Indeed, situated deep in the stretch of International Blvd. that I have come to think of as little Saigon, New Pagolac proudly announces its Bo 7 Mon in bold type on it's colorful awning. Just one step in the doorway reveals another large sign proclaiming the Bo 7 Mon as the "special of the day."

Three of us sat down and ordered before a menu was handed out. The first course was a beef salad. This was not the raw beef salad that we had expected (and love), but instead a similar version with cooked pieces of beef. While not my favorite, the vegetables were fresh and the dressing was brightened by the use of fish sauce.

Next came the vinegar hotpot course. The beef was excellent and very tender encouraging us to give each piece just the slightest dip to keep it on the rare side. Here again the fresh assortment of vegetables and pickles made this course very tasty and my personal pick for the high point of the meal. The rice paper wrappers were not served dried alongside a bowl of hot water, but rather they were presented, already cooked, in a novel rack that resembled a CD case. This was handy and convenient at first, but as they cooled, it became increasingly difficult to extract the delicate wrappers without tearing them.

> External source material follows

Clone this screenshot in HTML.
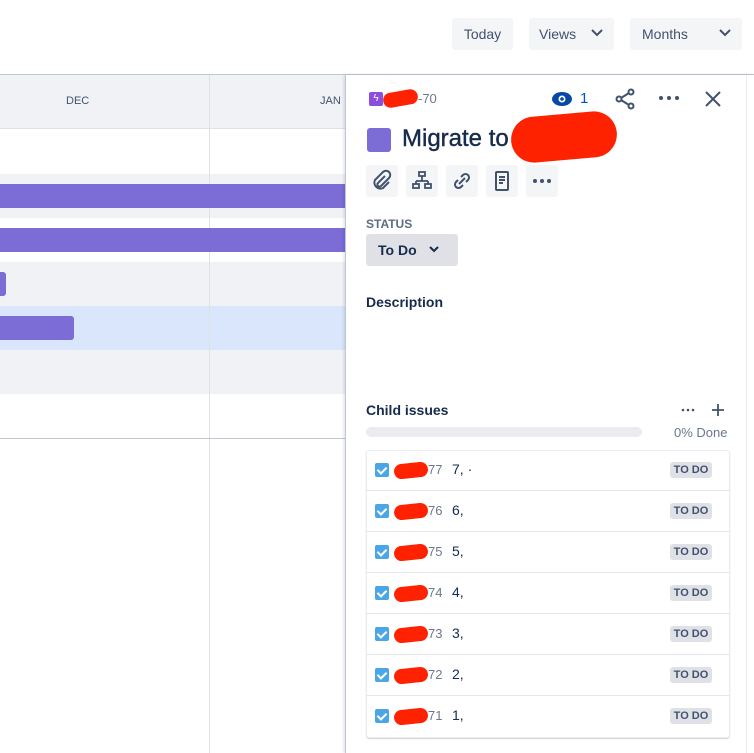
<!DOCTYPE html>
<html><head><style>
*{box-sizing:border-box;margin:0;padding:0}
body{width:754px;height:753px;overflow:hidden;background:#fff;font-family:"Liberation Sans",sans-serif;position:relative;color:#172b4d}
.a{position:absolute}
.btn{position:absolute;top:18px;height:32px;background:#f4f5f7;border-radius:3px;font-size:14px;color:#42526e;line-height:32px}
.row{position:absolute;left:0;width:346px;height:44px}
.bar{position:absolute;height:24px;background:#7b6cd6;border-radius:3px}
.red{position:absolute;background:#ff2200;border-radius:12px;transform:rotate(-6deg)}
.ib{position:absolute;top:165px;width:32px;height:32px;background:#f4f5f7;border-radius:3px}
.ci{position:absolute;left:366px;width:364px;height:41px;border-bottom:1px solid #e4e6ea;font-size:14px}
.cb{position:absolute;left:9px;top:13px;width:14px;height:14px;background:#4ba6e8;border-radius:2px}
.cb:after{content:"";position:absolute;left:4px;top:2px;width:4px;height:7px;border:solid #fff;border-width:0 2px 2px 0;transform:rotate(45deg)}
.td{position:absolute;left:304px;top:12px;width:42px;height:16px;background:#dfe1e6;border-radius:3px;font-size:11px;font-weight:bold;color:#42526e;text-align:center;line-height:16px}
.num{position:absolute;left:62px;top:12px;color:#6b778c;font-size:13px}
.tx{position:absolute;left:86px;top:11px;color:#172b4d}
</style></head><body>
<div class="btn" style="left:452px;width:61px;text-align:center">Today</div>
<div class="btn" style="left:529px;width:85px;padding-left:10px">Views</div>
<div class="btn" style="left:630px;width:112px;padding-left:12px">Months</div>
<svg class="a" style="left:590px;top:28px" width="14" height="10"><path d="M2 2l5 5 5-5" stroke="#42526e" stroke-width="2" fill="none"/></svg>
<svg class="a" style="left:718px;top:28px" width="14" height="10"><path d="M2 2l5 5 5-5" stroke="#42526e" stroke-width="2" fill="none"/></svg>

<div class="a" style="left:0;top:74px;width:754px;height:1px;background:#c1c7d0"></div>
<div class="a" style="left:0;top:75px;width:346px;height:54px;background:#f1f2f6;border-bottom:1px solid #dfe1e6"></div>
<div class="a" style="left:66px;top:95px;font-size:11px;color:#42526e">DEC</div>
<div class="a" style="left:320px;top:95px;font-size:11px;color:#42526e">JAN</div>
<div class="row" style="top:174px;background:#f1f2f6"></div>
<div class="row" style="top:262px;background:#f1f2f6"></div>
<div class="row" style="top:306px;background:#d9e6fc"></div>
<div class="row" style="top:350px;background:#f1f2f6"></div>
<div class="a" style="left:209px;top:75px;width:1px;height:678px;background:#dfe1e6"></div>
<div class="a" style="left:0;top:438px;width:346px;height:1px;background:#c1c7d0"></div>
<div class="bar" style="left:-4px;top:184px;width:350px;border-radius:0"></div>
<div class="bar" style="left:-4px;top:228px;width:350px;border-radius:0"></div>
<div class="bar" style="left:-4px;top:272px;width:10px"></div>
<div class="bar" style="left:-4px;top:316px;width:78px"></div>

<div class="a" style="left:345px;top:75px;width:409px;height:678px;background:#fff;border-left:1px solid #c1c7d0;box-shadow:-1px 0 3px rgba(9,30,66,.15)"></div>
<div class="a" style="left:746px;top:75px;width:1px;height:678px;background:#ebecf0"></div>

<div class="a" style="left:369px;top:92px;width:14px;height:14px;background:#8b4fe0;border-radius:2px;color:#fff;font-size:10px;text-align:center;line-height:14px">ϟ</div>
<div class="red" style="left:383px;top:91px;width:35px;height:15px;transform:rotate(-10deg)"></div>
<div class="a" style="left:418px;top:91px;font-size:13px;color:#6b778c">-70</div>
<svg class="a" style="left:551px;top:90px" width="22" height="18"><ellipse cx="11" cy="9" rx="10" ry="7" fill="#0747a6"/><circle cx="11" cy="9" r="3.5" fill="#fff"/><circle cx="11" cy="9" r="1.8" fill="#0747a6"/></svg>
<div class="a" style="left:580px;top:90px;font-size:15px;color:#0052cc">1</div>
<svg class="a" style="left:614px;top:88px" width="22" height="22" fill="none" stroke="#42526e" stroke-width="2"><circle cx="17" cy="4" r="2.5"/><circle cx="5" cy="11" r="2.5"/><circle cx="17" cy="18" r="2.5"/><path d="M7 10l8-5M7 12l8 5"/></svg>
<svg class="a" style="left:658px;top:94px" width="22" height="8" fill="#42526e"><circle cx="3" cy="4" r="2"/><circle cx="11" cy="4" r="2"/><circle cx="19" cy="4" r="2"/></svg>
<svg class="a" style="left:704px;top:90px" width="18" height="18" stroke="#42526e" stroke-width="2"><path d="M2 2l14 14M16 2L2 16"/></svg>

<div class="a" style="left:367px;top:128px;width:24px;height:24px;background:#7b6cd6;border-radius:3px"></div>
<div class="a" style="left:402px;top:125px;font-size:24px;color:#172b4d;-webkit-text-stroke:0.4px #172b4d">Migrate to</div>
<div class="red" style="left:511px;top:114px;width:106px;height:46px;border-radius:23px;transform:rotate(-5deg)"></div>

<div class="ib" style="left:366px"><svg width="32" height="32" fill="none" stroke="#42526e" stroke-width="2"><path d="M19 11l-7 7a2 2 0 003 3l8-8a4 4 0 00-6-6l-8 8a6 6 0 008 8l6-6"/></svg></div>
<div class="ib" style="left:406px"><svg width="32" height="32" fill="none" stroke="#42526e" stroke-width="1.8"><rect x="13" y="7" width="6" height="4"/><path d="M16 11v5M10 16h12M10 16v3M22 16v3"/><rect x="7" y="19" width="6" height="4"/><rect x="19" y="19" width="6" height="4"/></svg></div>
<div class="ib" style="left:446px"><svg width="32" height="32" fill="none" stroke="#42526e" stroke-width="2"><path d="M15 12l2-2a3.5 3.5 0 015 5l-2 2M17 20l-2 2a3.5 3.5 0 01-5-5l2-2M13 19l6-6"/></svg></div>
<div class="ib" style="left:486px"><svg width="32" height="32" fill="none" stroke="#42526e" stroke-width="2"><rect x="10" y="7" width="12" height="18" rx="1"/><path d="M13 12h6M13 15h6M13 18h4"/></svg></div>
<div class="ib" style="left:526px"><svg width="32" height="32" fill="#42526e"><circle cx="9" cy="16" r="2"/><circle cx="16" cy="16" r="2"/><circle cx="23" cy="16" r="2"/></svg></div>

<div class="a" style="left:366px;top:217px;font-size:12px;font-weight:bold;color:#5e6c84">STATUS</div>
<div class="a" style="left:366px;top:234px;width:92px;height:32px;background:#dfe1e6;border-radius:3px;font-size:14px;font-weight:bold;color:#172b4d;line-height:32px;padding-left:12px">To Do</div>
<svg class="a" style="left:429px;top:245px" width="10" height="8"><path d="M1 2l4 4 4-4" stroke="#172b4d" stroke-width="2" fill="none"/></svg>

<div class="a" style="left:366px;top:294px;font-size:14px;font-weight:bold">Description</div>
<div class="a" style="left:366px;top:402px;font-size:14px;font-weight:bold">Child issues</div>
<svg class="a" style="left:681px;top:407px" width="14" height="6" fill="#42526e"><circle cx="2" cy="3" r="1.3"/><circle cx="7" cy="3" r="1.3"/><circle cx="12" cy="3" r="1.3"/></svg>
<svg class="a" style="left:711px;top:403px" width="14" height="14" stroke="#42526e" stroke-width="1.8"><path d="M7 1v12M1 7h12"/></svg>
<div class="a" style="left:366px;top:427px;width:276px;height:10px;background:#ebecf0;border-radius:5px"></div>
<div class="a" style="left:674px;top:425px;font-size:13px;color:#6b778c">0% Done</div>

<div class="a" style="left:366px;top:450px;width:364px;height:288px;border:1px solid #ebecf0;border-radius:3px;box-shadow:0 1px 1px rgba(9,30,66,.2)"></div>
<div class="ci" style="top:450px"><div class="cb"></div><div class="red" style="left:28px;top:13px;width:34px;height:15px"></div><div class="num">77</div><div class="tx">7, ·</div><div class="td">TO DO</div></div>
<div class="ci" style="top:491px"><div class="cb"></div><div class="red" style="left:28px;top:13px;width:34px;height:15px"></div><div class="num">76</div><div class="tx">6,</div><div class="td">TO DO</div></div>
<div class="ci" style="top:532px"><div class="cb"></div><div class="red" style="left:28px;top:13px;width:34px;height:15px"></div><div class="num">75</div><div class="tx">5,</div><div class="td">TO DO</div></div>
<div class="ci" style="top:573px"><div class="cb"></div><div class="red" style="left:28px;top:13px;width:34px;height:15px"></div><div class="num">74</div><div class="tx">4,</div><div class="td">TO DO</div></div>
<div class="ci" style="top:614px"><div class="cb"></div><div class="red" style="left:28px;top:13px;width:34px;height:15px"></div><div class="num">73</div><div class="tx">3,</div><div class="td">TO DO</div></div>
<div class="ci" style="top:655px"><div class="cb"></div><div class="red" style="left:28px;top:13px;width:34px;height:15px"></div><div class="num">72</div><div class="tx">2,</div><div class="td">TO DO</div></div>
<div class="ci" style="top:696px;border-bottom:none"><div class="cb"></div><div class="red" style="left:28px;top:13px;width:34px;height:15px"></div><div class="num">71</div><div class="tx">1,</div><div class="td">TO DO</div></div>
</body></html>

The next three courses of grilled beef were served already cooked as well. I found this to be the Achilles heel of the meal. At May Hong and other restaurants these courses are served raw with a nice little butane grill to cook at the table. While this may be done in part for show, I find that cooking it yourself allows for perfect doneness and hot serving temperatures. New Pagolac was not particularly busy on the weeknight that we visited, but it was apparent that the three grilled courses were either overcooked and/or sitting out for awhile. Also missing from this version of the seven courses was the beef roll wrapped in caudal fat. Instead, we were served one wrapped in grape leaves, one wrapped around onions and mushrooms, and one rolled in pepper. Of the three, the one with onions and mushrooms was the best. Again, while all were somewhat tasty, all could have benefited from less time on the grill as they were dry.

The beef ball/meatball course has never been my favorite and this version did little to change my preferences. New Pagolac's version came with some crushed peanuts on top. The meat was very processed and quite smooth in texture.

The finishing course of beef rice porridge was a nice lighter version than the jook one might find in a Chinese restaurant, and was well seasoned with a pronounce ginger flavor that helped to settle any rumblings from the stomach after six course of beef.

All in all, New Pagolac served a decent Bo 7 Mon for a reasonable price of $14.99, which is lower than Le Cheval, but more than May Hong used to charge. It still hasn't quashed the fond memories of or filled the void left by May Hong, but it has encouraged me to redouble my efforts to find the next great seven courses of beef.

If you have a favorite, please let me know, and I'll add it to my list.